Stated exercise: Scan the lines below for "TypeScript"; report the number of lines that contain it, and only that.

>>>

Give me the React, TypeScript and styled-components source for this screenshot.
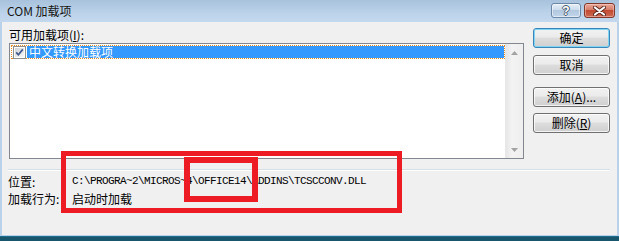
import React from "react"
import styled, { createGlobalStyle } from "styled-components"

const GlobalStyle = createGlobalStyle`
  html, body {
    margin: 0;
    padding: 0;
    background: #17566c;
  }
  body {
    font-family: "Noto Sans CJK SC", "Liberation Sans", sans-serif;
    font-size: 12px;
    color: #000;
  }
`

const CJK = `"Noto Sans CJK SC", "Liberation Sans", sans-serif`

const App: React.FC = () => {
  return (
    <>
      <GlobalStyle />
      <Window>
        <TitleBar>
          <TitleText>COM 加载项</TitleText>
          <CaptionButtons>
            <HelpButton>?</HelpButton>
            <CloseButton>
              <svg width="13" height="10" viewBox="0 0 13 10">
                <path d="M2 1.5 L11 8.5 M11 1.5 L2 8.5" stroke="#5a2a22" strokeWidth="4" strokeLinecap="round" />
                <path d="M2 1.5 L11 8.5 M11 1.5 L2 8.5" stroke="#fff" strokeWidth="2.2" strokeLinecap="round" />
              </svg>
            </CloseButton>
          </CaptionButtons>
        </TitleBar>
        <Body>
          <TopRow>
            <ListColumn>
              <FieldLabel>
                可用加载项(<u>I</u>):
              </FieldLabel>
              <ListBox>
                <Items>
                  <Item>
                    <CheckBox>
                      <svg width="13" height="13" viewBox="0 0 13 13">
                        <defs>
                          <linearGradient id="cbg" x1="0" y1="0" x2="1" y2="1">
                            <stop offset="0" stopColor="#cfd3d8" />
                            <stop offset="1" stopColor="#f7f7f7" />
                          </linearGradient>
                        </defs>
                        <rect x="0.5" y="0.5" width="12" height="12" fill="#fff" stroke="#8e8f8f" />
                        <rect x="2" y="2" width="9" height="9" fill="url(#cbg)" />
                        <path d="M3.2 6.4 L5.4 8.8 L9.8 3.4" fill="none" stroke="#40598a" strokeWidth="1.7" />
                      </svg>
                    </CheckBox>
                    <ItemText>中文转换加载项</ItemText>
                  </Item>
                </Items>
                <ScrollBar>
                  <ScrollArrow>
                    <svg width="7" height="4" viewBox="0 0 7 4">
                      <path d="M0 4 L3.5 0 L7 4 Z" fill="#a3a3a3" />
                    </svg>
                  </ScrollArrow>
                  <ScrollTrack />
                  <ScrollArrow>
                    <svg width="7" height="4" viewBox="0 0 7 4">
                      <path d="M0 0 L7 0 L3.5 4 Z" fill="#a3a3a3" />
                    </svg>
                  </ScrollArrow>
                </ScrollBar>
              </ListBox>
            </ListColumn>
            <ButtonColumn>
              <DialogButton $default $gap={0}>确定</DialogButton>
              <DialogButton $gap={7}>取消</DialogButton>
              <DialogButton $gap={12}>
                添加(<u>A</u>)...
              </DialogButton>
              <DialogButton $gap={6}>
                删除(<u>R</u>)
              </DialogButton>
            </ButtonColumn>
          </TopRow>
          <Separator />
          <InfoGrid>
            <InfoLabel>位置:</InfoLabel>
            <PathValue>C:\PROGRA~2\MICROS~4\OFFICE14\ADDINS\TCSCCONV.DLL</PathValue>
            <InfoLabel>加载行为:</InfoLabel>
            <InfoValue>启动时加载</InfoValue>
          </InfoGrid>
        </Body>
        <Highlight $left={61} $top={151} $width={341} $height={62} $stroke={5} />
        <Highlight $left={184} $top={157} $width={74} $height={45} $stroke={6} />
      </Window>
    </>
  )
}

const Window = styled.div`
  position: relative;
  width: 619px;
  height: 237px;
  box-sizing: border-box;
  display: flex;
  flex-direction: column;
  background: #b9d2ea;
  border-bottom: 1px solid #1f6d8a;
`

const TitleBar = styled.div`
  height: 22px;
  flex: none;
  display: flex;
  align-items: center;
  justify-content: space-between;
  padding: 0 4px 0 7px;
  background: linear-gradient(#a8c2dd, #bcd3ea 60%, #c3d8ed);
`

const TitleText = styled.div`
  font-family: ${CJK};
  font-size: 12px;
  color: #151515;
  line-height: 22px;
  margin-top: -1px;
`

const CaptionButtons = styled.div`
  display: flex;
  gap: 3px;
  align-items: center;
  margin-top: -1px;
`

const CaptionButton = styled.div`
  height: 15px;
  box-sizing: border-box;
  border-radius: 3px;
  display: flex;
  align-items: center;
  justify-content: center;
`

const HelpButton = styled(CaptionButton)`
  width: 30px;
  border: 1px solid #6b87a6;
  background: linear-gradient(#e4eef8, #ccdcec 45%, #b2c8df 50%, #c2d6ea);
  box-shadow: inset 0 0 0 1px rgba(255, 255, 255, 0.5);
  font-family: "Liberation Sans", sans-serif;
  font-weight: bold;
  font-size: 12px;
  color: #fff;
  text-shadow: 1px 0 #4a5a6e, -1px 0 #4a5a6e, 0 1px #4a5a6e, 0 -1px #4a5a6e;
`

const CloseButton = styled(CaptionButton)`
  width: 31px;
  border: 1px solid #7e382c;
  background: linear-gradient(#eaa898, #d67d69 45%, #c24a31 50%, #cd6a52);
  box-shadow: inset 0 0 0 1px rgba(255, 220, 210, 0.45);
`

const Body = styled.div`
  flex: 1;
  margin: 0 2px 1px 2px;
  padding: 5px 7px 0 7px;
  background: #f0f0f0;
  display: flex;
  flex-direction: column;
`

const TopRow = styled.div`
  display: flex;
  gap: 9px;
`

const ListColumn = styled.div`
  width: 515px;
  display: flex;
  flex-direction: column;
`

const FieldLabel = styled.div`
  font-family: ${CJK};
  font-size: 12px;
  line-height: 16px;
  height: 16px;
`

const ListBox = styled.div`
  height: 116px;
  box-sizing: border-box;
  border: 1px solid #828790;
  background: #fff;
  display: flex;
`

const Items = styled.div`
  flex: 1;
  padding: 1px 0 0 1px;
`

const Item = styled.div`
  height: 14px;
  box-sizing: border-box;
  border: 1px dotted #e58a1f;
  display: flex;
  align-items: center;
`

const CheckBox = styled.div`
  width: 14px;
  height: 12px;
  padding-left: 1px;
  display: flex;
  align-items: center;
  svg {
    display: block;
  }
`

const ItemText = styled.div`
  flex: 1;
  height: 12px;
  background: #3399ff;
  color: #fff;
  font-family: ${CJK};
  font-size: 12px;
  line-height: 12px;
  padding-left: 2px;
`

const ScrollBar = styled.div`
  width: 17px;
  display: flex;
  flex-direction: column;
  background: linear-gradient(to right, #e6e6e6, #f3f3f3 35%, #eeeeee);
  border-left: 1px solid #e8e8e8;
`

const ScrollArrow = styled.div`
  height: 17px;
  display: flex;
  align-items: center;
  justify-content: center;
  svg {
    display: block;
  }
`

const ScrollTrack = styled.div`
  flex: 1;
`

const ButtonColumn = styled.div`
  width: 77px;
  padding-top: 1px;
  display: flex;
  flex-direction: column;
`

const DialogButton = styled.div<{ $default?: boolean; $gap: number }>`
  height: 20px;
  margin-top: ${p => p.$gap}px;
  box-sizing: border-box;
  border: 1px solid ${p => (p.$default ? "#3a86b8" : "#707070")};
  border-radius: 3px;
  background: linear-gradient(#f2f2f2, #ebebeb 45%, #dddddd 50%, #cfcfcf);
  box-shadow: inset 0 0 0 1px ${p => (p.$default ? "#7fd6f4" : "rgba(255,255,255,0.75)")};
  display: flex;
  align-items: center;
  justify-content: center;
  font-family: ${CJK};
  font-size: 12px;
  line-height: 18px;
  color: #000;
`

const Separator = styled.div`
  height: 1px;
  margin: 10px 0 0 -1px;
  background: #d5dfe5;
  border-bottom: 1px solid #fff;
`

const InfoGrid = styled.div`
  margin-top: 2px;
  margin-left: -1px;
  display: grid;
  grid-template-columns: 64px 1fr;
  grid-auto-rows: 17px;
  align-items: center;
`

const InfoLabel = styled.div`
  font-family: ${CJK};
  font-size: 12px;
  line-height: 17px;
`

const InfoValue = styled.div`
  font-family: ${CJK};
  font-size: 12px;
  line-height: 17px;
`

const PathValue = styled.div`
  font-family: "Liberation Mono", monospace;
  font-size: 11px;
  letter-spacing: -0.6px;
  line-height: 17px;
  white-space: nowrap;
`

const Highlight = styled.div<{ $left: number; $top: number; $width: number; $height: number; $stroke: number }>`
  position: absolute;
  left: ${p => p.$left}px;
  top: ${p => p.$top}px;
  width: ${p => p.$width}px;
  height: ${p => p.$height}px;
  box-sizing: border-box;
  border: ${p => p.$stroke}px solid #ed1c24;
  pointer-events: none;
`

export default App
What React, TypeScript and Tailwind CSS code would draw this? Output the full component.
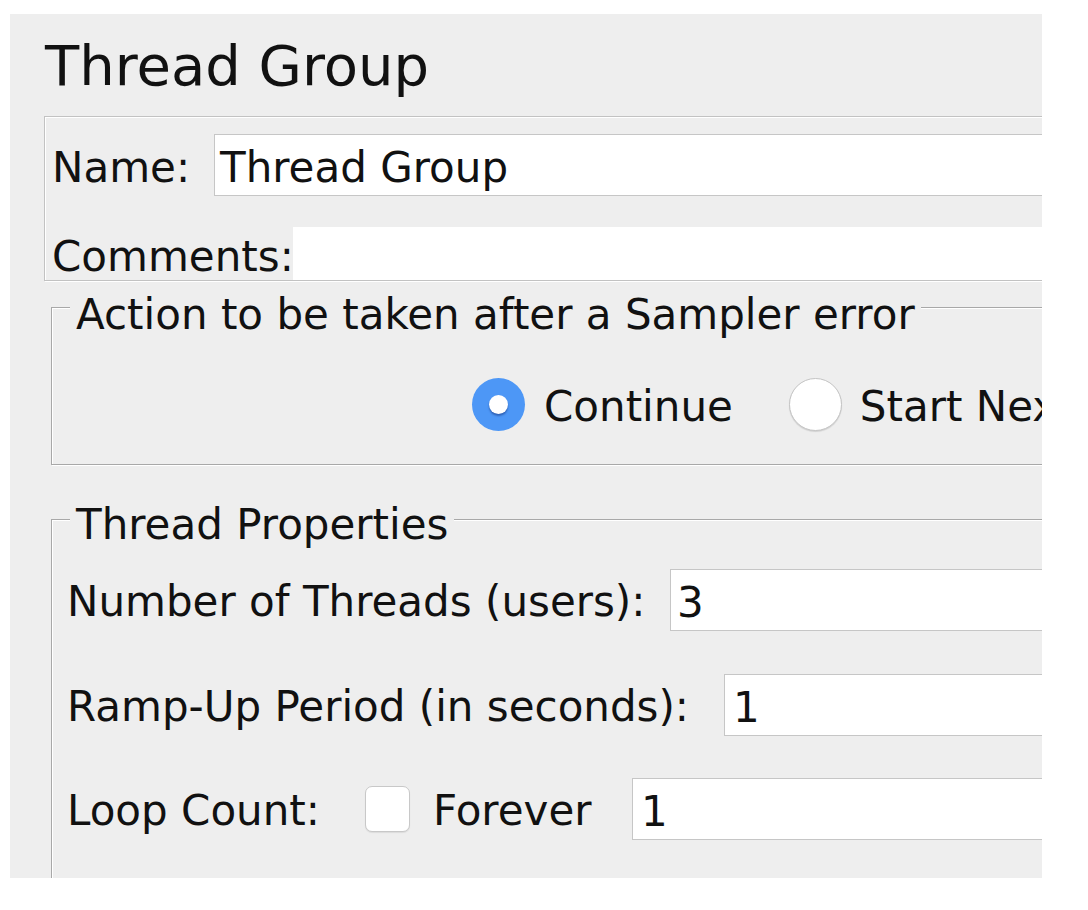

<<<

Answer below: 2